══ Data provided ══

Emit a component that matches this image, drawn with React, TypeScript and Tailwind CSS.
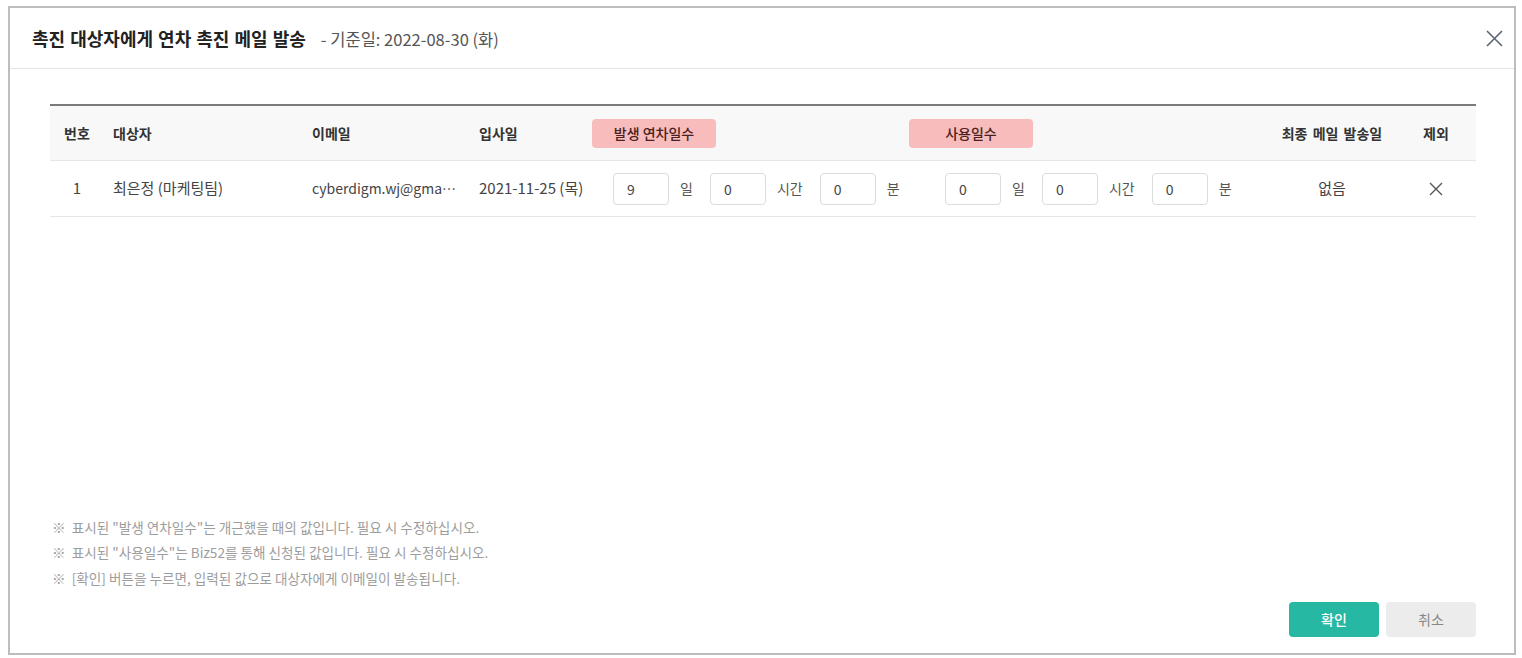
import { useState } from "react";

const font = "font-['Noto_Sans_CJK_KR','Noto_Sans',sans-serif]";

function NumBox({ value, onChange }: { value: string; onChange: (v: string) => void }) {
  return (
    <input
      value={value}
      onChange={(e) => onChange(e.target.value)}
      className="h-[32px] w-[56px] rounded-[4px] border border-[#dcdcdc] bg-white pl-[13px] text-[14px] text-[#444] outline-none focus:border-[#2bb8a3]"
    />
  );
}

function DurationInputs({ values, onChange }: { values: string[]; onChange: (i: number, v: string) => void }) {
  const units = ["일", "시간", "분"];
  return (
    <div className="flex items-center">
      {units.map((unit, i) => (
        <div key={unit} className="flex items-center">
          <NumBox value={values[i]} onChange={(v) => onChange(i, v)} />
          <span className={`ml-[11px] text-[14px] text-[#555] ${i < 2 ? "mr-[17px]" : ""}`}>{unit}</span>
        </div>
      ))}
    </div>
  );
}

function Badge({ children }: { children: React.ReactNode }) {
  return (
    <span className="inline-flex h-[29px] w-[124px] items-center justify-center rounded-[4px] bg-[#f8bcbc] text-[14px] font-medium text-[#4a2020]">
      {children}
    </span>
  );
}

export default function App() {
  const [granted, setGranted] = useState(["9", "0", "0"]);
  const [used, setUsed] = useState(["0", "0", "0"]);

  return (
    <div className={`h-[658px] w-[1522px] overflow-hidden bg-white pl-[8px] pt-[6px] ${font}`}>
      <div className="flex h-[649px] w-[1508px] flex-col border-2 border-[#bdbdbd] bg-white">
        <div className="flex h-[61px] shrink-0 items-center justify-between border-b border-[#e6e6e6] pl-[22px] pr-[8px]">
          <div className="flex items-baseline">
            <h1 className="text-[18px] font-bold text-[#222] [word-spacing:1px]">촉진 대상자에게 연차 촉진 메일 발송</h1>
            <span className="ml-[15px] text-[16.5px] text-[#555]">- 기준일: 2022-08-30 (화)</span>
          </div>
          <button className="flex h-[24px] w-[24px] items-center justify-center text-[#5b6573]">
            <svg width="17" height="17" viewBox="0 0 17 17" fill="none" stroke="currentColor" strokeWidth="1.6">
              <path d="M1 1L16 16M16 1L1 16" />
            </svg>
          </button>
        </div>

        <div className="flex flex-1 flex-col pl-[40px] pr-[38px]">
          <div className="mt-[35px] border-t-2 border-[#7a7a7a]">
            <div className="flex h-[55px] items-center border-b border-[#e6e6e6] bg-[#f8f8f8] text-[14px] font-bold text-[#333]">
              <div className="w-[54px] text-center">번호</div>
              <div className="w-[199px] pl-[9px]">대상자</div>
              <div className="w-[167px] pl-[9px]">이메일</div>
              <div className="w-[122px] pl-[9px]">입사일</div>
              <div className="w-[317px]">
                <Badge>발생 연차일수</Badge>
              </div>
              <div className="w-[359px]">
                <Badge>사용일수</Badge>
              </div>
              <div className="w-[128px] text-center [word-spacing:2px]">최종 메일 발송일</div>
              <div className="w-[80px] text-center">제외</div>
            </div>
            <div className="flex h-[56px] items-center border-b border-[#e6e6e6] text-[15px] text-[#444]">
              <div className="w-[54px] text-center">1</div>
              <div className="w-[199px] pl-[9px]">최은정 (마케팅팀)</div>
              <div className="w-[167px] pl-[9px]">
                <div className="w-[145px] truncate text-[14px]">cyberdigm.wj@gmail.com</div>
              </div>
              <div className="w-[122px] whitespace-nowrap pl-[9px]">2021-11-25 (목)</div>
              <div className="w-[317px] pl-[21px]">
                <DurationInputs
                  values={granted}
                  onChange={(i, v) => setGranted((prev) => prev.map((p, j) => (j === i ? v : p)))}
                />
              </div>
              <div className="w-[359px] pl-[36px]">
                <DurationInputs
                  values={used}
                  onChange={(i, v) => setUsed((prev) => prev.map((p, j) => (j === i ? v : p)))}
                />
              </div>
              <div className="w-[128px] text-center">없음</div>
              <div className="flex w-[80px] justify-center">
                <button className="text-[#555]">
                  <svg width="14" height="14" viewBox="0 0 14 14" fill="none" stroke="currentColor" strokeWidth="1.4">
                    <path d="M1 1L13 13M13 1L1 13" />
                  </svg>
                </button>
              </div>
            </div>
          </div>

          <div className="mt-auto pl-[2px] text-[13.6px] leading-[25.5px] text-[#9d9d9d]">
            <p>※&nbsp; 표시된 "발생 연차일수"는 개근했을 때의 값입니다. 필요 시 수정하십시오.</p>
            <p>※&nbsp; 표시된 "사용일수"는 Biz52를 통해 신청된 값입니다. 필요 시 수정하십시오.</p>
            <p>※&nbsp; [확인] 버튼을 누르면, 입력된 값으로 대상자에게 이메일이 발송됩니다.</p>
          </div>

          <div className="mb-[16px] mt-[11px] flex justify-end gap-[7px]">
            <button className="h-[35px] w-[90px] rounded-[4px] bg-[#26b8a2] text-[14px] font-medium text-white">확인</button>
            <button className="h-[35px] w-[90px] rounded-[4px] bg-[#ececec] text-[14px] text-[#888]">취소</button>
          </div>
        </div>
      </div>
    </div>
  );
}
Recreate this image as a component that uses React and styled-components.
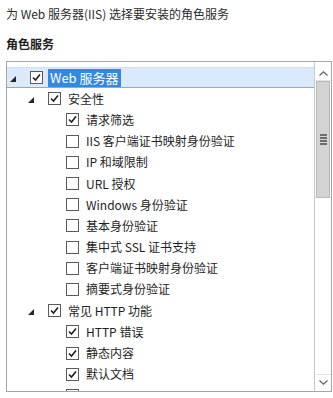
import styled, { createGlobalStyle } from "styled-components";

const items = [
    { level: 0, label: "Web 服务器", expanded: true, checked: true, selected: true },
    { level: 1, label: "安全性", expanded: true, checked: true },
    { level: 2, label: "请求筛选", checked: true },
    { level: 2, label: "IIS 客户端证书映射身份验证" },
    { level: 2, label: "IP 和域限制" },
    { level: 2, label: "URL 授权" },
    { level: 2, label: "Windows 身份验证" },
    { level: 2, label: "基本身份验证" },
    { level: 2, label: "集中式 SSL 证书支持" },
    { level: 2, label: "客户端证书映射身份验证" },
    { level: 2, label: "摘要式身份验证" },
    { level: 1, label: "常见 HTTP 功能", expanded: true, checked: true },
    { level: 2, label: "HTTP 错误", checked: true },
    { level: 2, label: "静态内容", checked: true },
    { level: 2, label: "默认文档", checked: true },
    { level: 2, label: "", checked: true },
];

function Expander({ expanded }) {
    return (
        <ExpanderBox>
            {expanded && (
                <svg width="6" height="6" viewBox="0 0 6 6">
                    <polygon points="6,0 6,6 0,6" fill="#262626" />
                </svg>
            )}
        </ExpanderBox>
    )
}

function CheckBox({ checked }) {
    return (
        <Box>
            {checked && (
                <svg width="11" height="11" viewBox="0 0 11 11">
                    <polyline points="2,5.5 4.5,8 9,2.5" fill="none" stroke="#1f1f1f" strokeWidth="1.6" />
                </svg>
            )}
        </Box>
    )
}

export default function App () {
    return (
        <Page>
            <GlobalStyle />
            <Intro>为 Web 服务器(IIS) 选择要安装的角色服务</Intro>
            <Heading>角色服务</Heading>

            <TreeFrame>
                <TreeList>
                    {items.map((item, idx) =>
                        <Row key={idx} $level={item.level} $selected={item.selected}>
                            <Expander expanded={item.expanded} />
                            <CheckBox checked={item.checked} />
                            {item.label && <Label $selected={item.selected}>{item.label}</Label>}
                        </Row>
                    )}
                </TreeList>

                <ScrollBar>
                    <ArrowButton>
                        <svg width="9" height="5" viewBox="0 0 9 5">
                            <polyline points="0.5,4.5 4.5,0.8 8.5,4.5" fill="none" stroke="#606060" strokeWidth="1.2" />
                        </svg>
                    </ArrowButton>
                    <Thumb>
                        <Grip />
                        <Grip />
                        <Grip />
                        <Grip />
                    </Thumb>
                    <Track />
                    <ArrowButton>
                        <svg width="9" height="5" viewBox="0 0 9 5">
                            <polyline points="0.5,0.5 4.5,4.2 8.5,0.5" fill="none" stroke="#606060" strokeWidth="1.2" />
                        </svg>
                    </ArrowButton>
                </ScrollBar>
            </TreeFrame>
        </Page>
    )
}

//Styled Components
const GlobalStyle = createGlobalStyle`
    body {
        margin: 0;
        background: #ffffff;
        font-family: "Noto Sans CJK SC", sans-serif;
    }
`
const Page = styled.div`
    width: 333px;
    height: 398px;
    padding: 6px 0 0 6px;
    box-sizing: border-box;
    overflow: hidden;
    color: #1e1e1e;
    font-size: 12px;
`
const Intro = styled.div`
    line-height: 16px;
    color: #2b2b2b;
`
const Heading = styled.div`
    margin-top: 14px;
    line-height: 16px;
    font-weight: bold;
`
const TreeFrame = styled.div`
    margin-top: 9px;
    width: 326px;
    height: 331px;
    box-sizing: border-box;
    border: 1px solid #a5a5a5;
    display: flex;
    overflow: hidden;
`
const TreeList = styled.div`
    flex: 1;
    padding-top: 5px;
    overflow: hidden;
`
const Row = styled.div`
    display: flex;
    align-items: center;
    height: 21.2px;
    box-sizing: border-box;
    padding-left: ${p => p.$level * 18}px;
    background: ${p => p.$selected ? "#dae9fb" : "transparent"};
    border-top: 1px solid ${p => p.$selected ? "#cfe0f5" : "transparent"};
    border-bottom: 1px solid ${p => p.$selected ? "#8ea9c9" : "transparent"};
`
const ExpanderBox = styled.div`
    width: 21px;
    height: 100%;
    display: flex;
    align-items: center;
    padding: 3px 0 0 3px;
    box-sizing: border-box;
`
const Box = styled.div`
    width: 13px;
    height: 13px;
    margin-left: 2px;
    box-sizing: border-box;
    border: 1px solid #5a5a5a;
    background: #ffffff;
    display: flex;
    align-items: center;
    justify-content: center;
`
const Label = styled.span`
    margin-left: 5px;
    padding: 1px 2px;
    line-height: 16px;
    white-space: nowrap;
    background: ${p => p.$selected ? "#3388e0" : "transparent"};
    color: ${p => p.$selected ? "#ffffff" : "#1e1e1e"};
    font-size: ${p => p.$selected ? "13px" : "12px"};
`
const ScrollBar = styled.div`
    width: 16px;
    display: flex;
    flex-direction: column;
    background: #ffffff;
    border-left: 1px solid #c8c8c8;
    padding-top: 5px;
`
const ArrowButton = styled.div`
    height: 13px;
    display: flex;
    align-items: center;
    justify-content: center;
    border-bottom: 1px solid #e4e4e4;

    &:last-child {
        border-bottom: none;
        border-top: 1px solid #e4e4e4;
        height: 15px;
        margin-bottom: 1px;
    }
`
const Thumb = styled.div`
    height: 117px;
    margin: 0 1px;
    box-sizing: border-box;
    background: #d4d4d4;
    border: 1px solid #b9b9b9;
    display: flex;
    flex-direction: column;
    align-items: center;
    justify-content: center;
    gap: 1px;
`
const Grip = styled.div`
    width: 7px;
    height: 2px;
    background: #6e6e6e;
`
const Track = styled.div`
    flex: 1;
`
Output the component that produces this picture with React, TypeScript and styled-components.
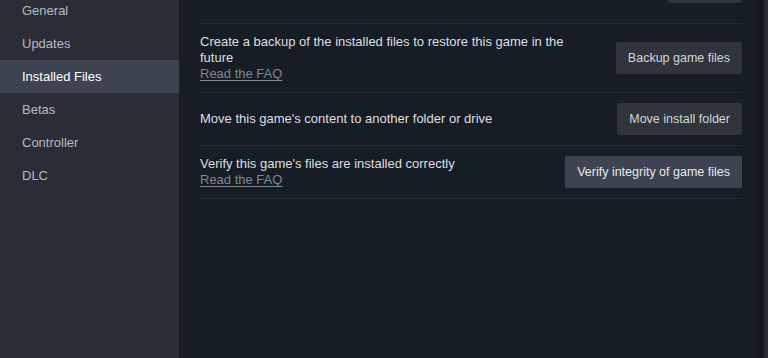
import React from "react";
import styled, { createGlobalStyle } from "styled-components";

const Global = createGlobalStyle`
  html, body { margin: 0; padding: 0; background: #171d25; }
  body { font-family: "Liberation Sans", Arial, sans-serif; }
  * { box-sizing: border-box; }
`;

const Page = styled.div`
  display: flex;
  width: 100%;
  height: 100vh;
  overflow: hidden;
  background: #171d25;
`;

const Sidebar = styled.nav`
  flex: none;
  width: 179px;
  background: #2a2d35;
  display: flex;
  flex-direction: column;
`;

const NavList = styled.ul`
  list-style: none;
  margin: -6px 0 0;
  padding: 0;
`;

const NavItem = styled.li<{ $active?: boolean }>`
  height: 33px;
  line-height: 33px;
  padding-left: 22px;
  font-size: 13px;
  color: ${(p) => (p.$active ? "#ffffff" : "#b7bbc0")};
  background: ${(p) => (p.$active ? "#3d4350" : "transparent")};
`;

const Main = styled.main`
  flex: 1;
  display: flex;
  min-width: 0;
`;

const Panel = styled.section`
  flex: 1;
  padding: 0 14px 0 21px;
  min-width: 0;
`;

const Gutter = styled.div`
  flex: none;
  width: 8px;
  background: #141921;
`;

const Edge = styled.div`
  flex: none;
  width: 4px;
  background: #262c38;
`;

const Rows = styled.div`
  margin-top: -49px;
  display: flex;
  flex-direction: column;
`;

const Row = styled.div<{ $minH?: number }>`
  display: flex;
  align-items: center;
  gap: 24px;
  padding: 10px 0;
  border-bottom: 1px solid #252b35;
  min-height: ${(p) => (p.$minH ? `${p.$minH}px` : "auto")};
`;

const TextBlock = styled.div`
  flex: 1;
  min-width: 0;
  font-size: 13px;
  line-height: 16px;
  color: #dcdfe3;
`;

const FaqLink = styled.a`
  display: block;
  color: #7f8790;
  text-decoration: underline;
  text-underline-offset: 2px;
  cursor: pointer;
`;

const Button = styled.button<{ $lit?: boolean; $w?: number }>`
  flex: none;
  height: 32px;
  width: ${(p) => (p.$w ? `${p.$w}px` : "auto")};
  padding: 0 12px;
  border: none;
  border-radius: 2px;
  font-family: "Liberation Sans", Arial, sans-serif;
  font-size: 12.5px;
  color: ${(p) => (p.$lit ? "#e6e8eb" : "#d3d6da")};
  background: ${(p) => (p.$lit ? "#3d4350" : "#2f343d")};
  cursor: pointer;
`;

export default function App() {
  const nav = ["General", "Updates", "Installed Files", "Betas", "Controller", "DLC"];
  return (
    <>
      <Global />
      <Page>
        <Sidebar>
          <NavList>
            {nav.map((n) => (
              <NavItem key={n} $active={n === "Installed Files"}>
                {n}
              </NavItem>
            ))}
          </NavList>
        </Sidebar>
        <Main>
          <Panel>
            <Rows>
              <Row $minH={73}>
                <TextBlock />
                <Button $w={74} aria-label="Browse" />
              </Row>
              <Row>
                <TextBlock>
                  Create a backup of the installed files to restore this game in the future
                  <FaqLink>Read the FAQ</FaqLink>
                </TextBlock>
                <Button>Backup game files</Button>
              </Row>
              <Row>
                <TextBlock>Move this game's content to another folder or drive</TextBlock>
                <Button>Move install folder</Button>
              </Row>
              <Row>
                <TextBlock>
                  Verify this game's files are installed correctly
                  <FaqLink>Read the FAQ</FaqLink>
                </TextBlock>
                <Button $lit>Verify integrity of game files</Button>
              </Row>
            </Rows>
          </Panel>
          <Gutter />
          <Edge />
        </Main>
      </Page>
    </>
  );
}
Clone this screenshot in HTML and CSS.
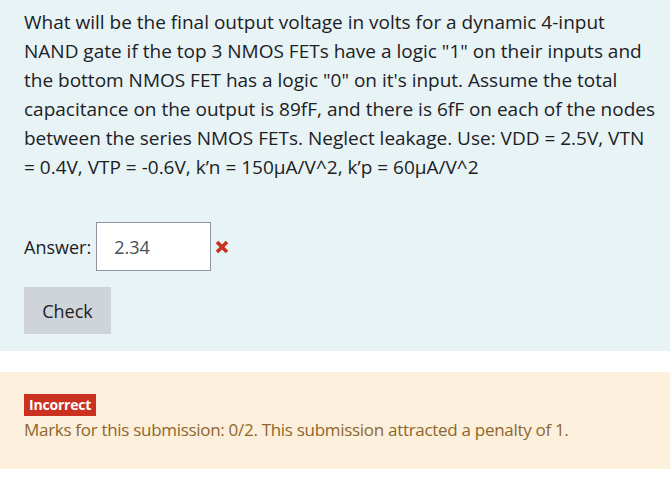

═══

• Written task: Copy nothing but the lines from the top of the material through the line holding "const [used, setUsed]", exactly as written; omit pictures.

• Correct result:
Emit a component that matches this image, drawn with React, TypeScript and Tailwind CSS.
import { useState } from "react";

const font = "font-['Noto_Sans_CJK_KR','Noto_Sans',sans-serif]";

function NumBox({ value, onChange }: { value: string; onChange: (v: string) => void }) {
  return (
    <input
      value={value}
      onChange={(e) => onChange(e.target.value)}
      className="h-[32px] w-[56px] rounded-[4px] border border-[#dcdcdc] bg-white pl-[13px] text-[14px] text-[#444] outline-none focus:border-[#2bb8a3]"
    />
  );
}

function DurationInputs({ values, onChange }: { values: string[]; onChange: (i: number, v: string) => void }) {
  const units = ["일", "시간", "분"];
  return (
    <div className="flex items-center">
      {units.map((unit, i) => (
        <div key={unit} className="flex items-center">
          <NumBox value={values[i]} onChange={(v) => onChange(i, v)} />
          <span className={`ml-[11px] text-[14px] text-[#555] ${i < 2 ? "mr-[17px]" : ""}`}>{unit}</span>
        </div>
      ))}
    </div>
  );
}

function Badge({ children }: { children: React.ReactNode }) {
  return (
    <span className="inline-flex h-[29px] w-[124px] items-center justify-center rounded-[4px] bg-[#f8bcbc] text-[14px] font-medium text-[#4a2020]">
      {children}
    </span>
  );
}

export default function App() {
  const [granted, setGranted] = useState(["9", "0", "0"]);
  const [used, setUsed] = useState(["0", "0", "0"]);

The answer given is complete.